To roll over a loan offset, you’ll need to come up with the cash from other sources, since the money was already spent. You’re essentially replacing the borrowed amount by depositing equivalent funds into the new retirement account. If you can’t scrape together the full amount, you can roll over a partial amount and pay tax only on the portion you don’t replace.9Internal Revenue Service. Plan Loan Offsets

Plan Blackout Periods

Sometimes the timing is out of your hands entirely. Plan blackout periods temporarily freeze your ability to make investment changes, request distributions, or initiate rollovers. These typically happen when an employer switches recordkeepers or plan providers, and they can last anywhere from a few days to several weeks.

Federal regulations require plan administrators to give you at least 30 days’ advance notice before a blackout period begins, with the notice window capped at 60 days. The notice must be in writing and explain the reason for the blackout.10Federal Register. Final Rule Relating to Notice of Blackout Periods to Participants and Beneficiaries If you’re planning a rollover around the same time your employer announces a provider change, check whether a blackout is coming and plan accordingly. Requesting your distribution before the freeze takes effect can save weeks of waiting.

Required Minimum Distributions and Rollovers

If you’re 73 or older when you leave your job, required minimum distributions add a wrinkle. You must take your RMD for the year before rolling over the remaining balance — RMDs are not eligible for rollover.11Internal Revenue Service. Retirement Plan and IRA Required Minimum Distributions FAQs If you try to roll over the full balance including the RMD amount, the excess will need to be corrected, which creates a paperwork headache and potential penalties.

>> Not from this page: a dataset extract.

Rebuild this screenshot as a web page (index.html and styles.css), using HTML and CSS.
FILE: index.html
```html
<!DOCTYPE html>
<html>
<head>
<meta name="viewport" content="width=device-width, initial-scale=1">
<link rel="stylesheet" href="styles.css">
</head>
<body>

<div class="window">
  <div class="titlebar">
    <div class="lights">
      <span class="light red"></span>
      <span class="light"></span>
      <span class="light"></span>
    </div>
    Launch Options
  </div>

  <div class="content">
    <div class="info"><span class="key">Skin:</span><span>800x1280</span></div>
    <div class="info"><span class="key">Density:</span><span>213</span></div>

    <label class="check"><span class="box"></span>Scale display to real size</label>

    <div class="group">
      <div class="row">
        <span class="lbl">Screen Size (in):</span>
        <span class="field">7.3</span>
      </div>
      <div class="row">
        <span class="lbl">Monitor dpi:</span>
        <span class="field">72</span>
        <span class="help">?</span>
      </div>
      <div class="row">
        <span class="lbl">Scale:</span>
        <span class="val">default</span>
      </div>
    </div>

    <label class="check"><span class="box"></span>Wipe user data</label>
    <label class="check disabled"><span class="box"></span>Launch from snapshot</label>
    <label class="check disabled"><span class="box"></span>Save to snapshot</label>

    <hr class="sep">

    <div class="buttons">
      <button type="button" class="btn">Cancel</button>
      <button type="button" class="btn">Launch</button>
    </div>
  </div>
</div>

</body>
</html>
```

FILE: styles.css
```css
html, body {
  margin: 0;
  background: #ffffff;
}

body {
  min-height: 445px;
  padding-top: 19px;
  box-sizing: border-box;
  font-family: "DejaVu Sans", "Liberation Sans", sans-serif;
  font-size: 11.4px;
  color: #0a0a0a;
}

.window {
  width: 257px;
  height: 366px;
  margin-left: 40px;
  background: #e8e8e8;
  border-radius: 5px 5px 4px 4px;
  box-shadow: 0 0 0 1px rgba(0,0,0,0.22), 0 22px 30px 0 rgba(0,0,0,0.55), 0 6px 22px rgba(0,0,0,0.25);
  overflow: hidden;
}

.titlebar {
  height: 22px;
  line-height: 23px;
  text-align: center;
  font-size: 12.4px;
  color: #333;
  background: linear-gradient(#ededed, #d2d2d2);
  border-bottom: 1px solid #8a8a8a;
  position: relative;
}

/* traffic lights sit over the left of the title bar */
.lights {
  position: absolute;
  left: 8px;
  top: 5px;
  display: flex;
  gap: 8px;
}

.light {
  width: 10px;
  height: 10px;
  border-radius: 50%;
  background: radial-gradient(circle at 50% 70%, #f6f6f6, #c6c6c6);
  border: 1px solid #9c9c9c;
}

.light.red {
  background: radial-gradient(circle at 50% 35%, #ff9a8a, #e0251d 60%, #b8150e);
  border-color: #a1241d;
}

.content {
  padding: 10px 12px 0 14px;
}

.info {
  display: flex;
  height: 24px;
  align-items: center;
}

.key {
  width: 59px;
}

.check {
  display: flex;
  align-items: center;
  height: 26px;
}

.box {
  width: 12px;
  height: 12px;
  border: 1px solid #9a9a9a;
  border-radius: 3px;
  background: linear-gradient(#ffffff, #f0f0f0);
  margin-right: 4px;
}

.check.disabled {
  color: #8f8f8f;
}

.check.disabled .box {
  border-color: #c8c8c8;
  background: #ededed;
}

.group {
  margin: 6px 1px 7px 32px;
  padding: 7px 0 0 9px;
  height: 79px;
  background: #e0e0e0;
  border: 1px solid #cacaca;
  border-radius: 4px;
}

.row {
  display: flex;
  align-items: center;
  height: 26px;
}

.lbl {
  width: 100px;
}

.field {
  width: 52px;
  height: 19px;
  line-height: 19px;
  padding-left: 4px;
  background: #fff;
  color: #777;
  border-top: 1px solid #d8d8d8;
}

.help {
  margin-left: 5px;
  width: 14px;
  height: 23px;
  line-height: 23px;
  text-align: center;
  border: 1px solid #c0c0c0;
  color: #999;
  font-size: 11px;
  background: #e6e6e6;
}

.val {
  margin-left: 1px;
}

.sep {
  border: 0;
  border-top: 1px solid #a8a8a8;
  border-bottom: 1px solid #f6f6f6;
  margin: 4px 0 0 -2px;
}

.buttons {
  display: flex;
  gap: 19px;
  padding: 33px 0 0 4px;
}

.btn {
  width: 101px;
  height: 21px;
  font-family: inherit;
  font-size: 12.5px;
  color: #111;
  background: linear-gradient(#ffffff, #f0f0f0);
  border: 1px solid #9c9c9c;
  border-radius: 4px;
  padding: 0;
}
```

One exception worth knowing: if you’re still working at the company sponsoring the plan and you own less than 5% of the business, you can delay RMDs from that specific plan until the year you actually retire. This exception disappears the moment you separate from service, so the RMD obligation kicks in for the year you leave.

Tax Implications of Rolling Into a Roth Account

Rolling a traditional (pre-tax) 401(k) into a traditional IRA is a tax-neutral event — no income to report, no taxes owed. But rolling pre-tax funds into a Roth IRA is a conversion, and the entire converted amount counts as taxable income in the year you make the move. On a $200,000 balance, that could push you into a significantly higher tax bracket for the year.

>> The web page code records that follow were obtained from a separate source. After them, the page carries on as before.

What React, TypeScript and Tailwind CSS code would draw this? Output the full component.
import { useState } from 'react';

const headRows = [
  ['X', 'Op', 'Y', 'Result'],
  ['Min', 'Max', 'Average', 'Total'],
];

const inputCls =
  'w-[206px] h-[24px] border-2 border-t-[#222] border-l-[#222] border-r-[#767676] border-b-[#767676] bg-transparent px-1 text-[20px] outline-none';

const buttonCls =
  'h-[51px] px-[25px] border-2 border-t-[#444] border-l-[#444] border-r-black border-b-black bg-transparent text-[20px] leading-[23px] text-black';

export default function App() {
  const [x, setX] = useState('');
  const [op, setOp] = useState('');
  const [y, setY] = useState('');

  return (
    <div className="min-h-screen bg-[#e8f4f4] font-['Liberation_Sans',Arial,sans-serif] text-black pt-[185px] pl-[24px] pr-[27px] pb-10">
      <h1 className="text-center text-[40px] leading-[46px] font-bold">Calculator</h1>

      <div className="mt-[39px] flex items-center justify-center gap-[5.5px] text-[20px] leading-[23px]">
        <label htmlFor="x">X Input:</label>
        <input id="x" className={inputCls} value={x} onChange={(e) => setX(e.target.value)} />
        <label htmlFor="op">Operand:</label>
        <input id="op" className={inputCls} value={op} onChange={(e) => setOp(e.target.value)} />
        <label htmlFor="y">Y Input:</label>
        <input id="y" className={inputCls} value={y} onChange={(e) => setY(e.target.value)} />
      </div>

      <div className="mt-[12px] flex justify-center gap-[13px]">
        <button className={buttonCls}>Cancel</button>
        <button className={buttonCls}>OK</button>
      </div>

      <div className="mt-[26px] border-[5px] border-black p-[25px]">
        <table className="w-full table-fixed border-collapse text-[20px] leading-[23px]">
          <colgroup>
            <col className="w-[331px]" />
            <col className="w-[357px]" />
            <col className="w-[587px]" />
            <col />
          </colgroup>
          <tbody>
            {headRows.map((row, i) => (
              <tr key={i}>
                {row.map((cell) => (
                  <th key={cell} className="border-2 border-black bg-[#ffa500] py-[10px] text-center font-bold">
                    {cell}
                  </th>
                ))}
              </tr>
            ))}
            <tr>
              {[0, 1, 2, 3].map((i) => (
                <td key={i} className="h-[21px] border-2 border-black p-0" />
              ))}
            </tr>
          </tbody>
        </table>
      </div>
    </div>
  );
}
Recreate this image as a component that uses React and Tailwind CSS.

A Roth conversion is permanent — you can’t reverse it. And if you withdraw the converted funds within five years, you may owe taxes you were trying to avoid. If a Roth conversion interests you, consider spreading it across multiple tax years rather than converting the full balance at once. Using other savings to pay the tax bill (rather than withholding from the conversion itself) keeps the full amount growing tax-free and avoids the 10% early withdrawal penalty if you’re under 59½.12Internal Revenue Service. Topic No. 557, Additional Tax on Early Distributions From Traditional and Roth IRAs

Net Unrealized Appreciation on Company Stock

If your 401(k) holds shares of your employer’s stock, rolling the entire balance into an IRA may actually cost you money in the long run. A provision called net unrealized appreciation lets you take a lump-sum distribution of those shares and pay ordinary income tax only on the original cost basis — the price when the shares were first purchased inside the plan. Any growth above that basis gets taxed at long-term capital gains rates when you eventually sell, regardless of how long you personally held the shares after distribution.13Internal Revenue Service. Topic No. 412, Lump-Sum Distributions

The catch is that this benefit only applies to lump-sum distributions — your entire balance from all of the employer’s qualified plans of the same type must be distributed within a single tax year, and it must be triggered by separation from service, reaching age 59½, death, or disability. If you roll company stock into an IRA, you lose the NUA advantage permanently; every dollar will be taxed as ordinary income when withdrawn. For someone with highly appreciated employer stock, the tax difference can be substantial enough to justify consulting a tax professional before initiating any rollover.

Steps to Complete the Rollover

The mechanics are simpler than most people expect. Start by opening the receiving account — whether that’s an IRA at the brokerage of your choice or confirming your new employer’s plan accepts incoming rollovers. You’ll need the new account number and the institution’s mailing address before contacting your old plan.

Next, log into your former plan’s online portal and confirm your employment status shows as separated. This administrative update typically takes two to four weeks after your last day, since the employer needs to finalize payroll records and post any remaining contributions. Until that status change is complete, most systems won’t let you submit a distribution request.

When requesting the rollover, select the direct rollover option. The form will ask for the receiving institution’s name, the account number, and a mailing address. Make sure the check will be made payable to the new custodian (for example, “Fidelity Investments FBO Jane Smith”), not to you personally. Some plans also require a letter of acceptance from the receiving institution confirming it will accept the rollover. Rollovers typically take two to four weeks from submission to completion, though complex situations or physical checks sent by mail can stretch the timeline.

If a check arrives at your home even in a direct rollover scenario, verify that the payee line names the new institution rather than you. Forward it to the new custodian promptly. For larger balances, some plans require a signature guarantee or notarization before processing the request — your bank or brokerage can usually provide this at little or no cost.

Updating Beneficiary Designations

Beneficiary designations on your old 401(k) do not transfer to a new IRA. The moment your rollover is complete, the new account has either no named beneficiary or a default designation set by the custodian — often your estate, which forces the funds through probate rather than passing directly to the people you intend.14Internal Revenue Service. Retirement Topics – Beneficiary Log into the new account and name your beneficiaries as soon as the rollover settles. This takes five minutes and prevents a problem that can take years and thousands of dollars to fix in court.